The severely damaged road system in the Free State is making it difficult for farmers in that province to deliver their crops to market, eroding agricultural profit margins in the process.
This was according to Dr Kobus Laubscher, agricultural economist and fellow of the World Academy of Productivity Science.
Responding to a media statement by Free State Agriculture (FSA) on the poor roads in the province, he said primary producers were price-takers who had to carry the added cost of the transport challenges. It was secondary and tertiary roads, in particular that were affected, he said.
FSA expressed serious concern after the recent announcement by the Office of the Auditor-General that the Free State Department of Police, Roads and Transport had “squandered” almost R1,14 billion, of which R96 million was unauthorised expenditure.
Francois Wilken, president of the FSA, said that basic services, including the maintenance and development of the road network, have ground to a halt in the Free State.
“It is not because of limited resources, but [rather] the administrative leadership’s inability to hold those accountable who steal, mismanage and waste public funds,” he said.
“They are responsible for the threat this holds to food security and job losses in the province.”
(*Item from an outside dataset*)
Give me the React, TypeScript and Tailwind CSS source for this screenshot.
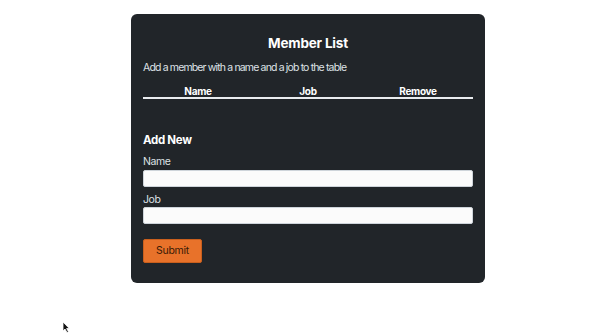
export default function App() {
  return (
    <div className="relative h-[336px] w-[600px] bg-white font-['Inter',sans-serif]">
      <div className="flex justify-center pl-[16px] pt-[14px]">
        <div className="w-[354px] rounded-[6px] bg-[#212529] px-3 pb-5 pt-[19px] text-white">
          <h1 className="text-center text-[13.5px] font-bold leading-[20px] tracking-[-0.2px]">Member List</h1>
          <p className="mt-[8px] text-[10.5px] leading-[14px] tracking-[-0.85px] text-[#dee2e6]">
            Add a member with a name and a job to the table
          </p>
          <table className="mt-[10px] w-full table-fixed">
            <thead>
              <tr className="border-b-2 border-[#e9ecef] text-[10px] font-bold leading-[12px] tracking-[-0.3px]">
                <th>Name</th>
                <th>Job</th>
                <th>Remove</th>
              </tr>
            </thead>
          </table>

          <h2 className="mt-[33px] text-[11.5px] font-bold leading-[16px] tracking-[-0.3px]">Add New</h2>
          <form className="mt-[7px]" onSubmit={(e) => e.preventDefault()}>
            <label className="block text-[10.5px] leading-[14px] tracking-[-0.4px] text-[#dee2e6]">Name</label>
            <input className="mt-[1px] block h-[17px] w-full rounded-[2px] border border-[#ced4da] bg-[#fbfbfb]" />
            <label className="mt-[6px] block text-[10.5px] leading-[14px] tracking-[-0.4px] text-[#dee2e6]">Job</label>
            <input className="block h-[17px] w-full rounded-[2px] border border-[#ced4da] bg-[#fbfbfb]" />
            <button
              type="submit"
              className="mt-[15px] h-[24px] w-[59px] rounded-[2px] border border-[#c95f1d] bg-[#e8722a] text-[10.5px] tracking-[-0.3px] text-[#3a1a06]"
            >
              Submit
            </button>
          </form>
        </div>
      </div>
      <svg className="absolute left-[62px] top-[321px]" width="8" height="12" viewBox="0 0 8 12">
        <path d="M1 1 L1 10 L3 8 L5 11.5 L6.5 10.8 L4.6 7.5 L7.3 7.5 Z" fill="#111" stroke="#fff" strokeWidth="0.8" />
      </svg>
    </div>
  );
}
Laubscher explained that transport contractors were simply “refusing to transport agricultural products, especially livestock and grain, anymore because of the impassable roads, while the few that still do [have] pushed up their tariffs considerably to provide for [breakdowns]. Producers who make use of their own vehicles [also] have to budget much more than usual for transportation”.
The fact that it was becoming increasingly difficult to transport grain from farm to silo was corroding the industry’s competitive edge and could, in the long run, negatively affect the national grain supply.
As an exporter of maize, this could possibly have a damaging effect on South Africa’s access to global markets should the commodity not reach the markets quickly and efficiently, he said.
Increased transport costs for grain off-takers and processors coupled with exorbitant fuel prices would spill over to consumers in the form of increased food prices, Laubscher added.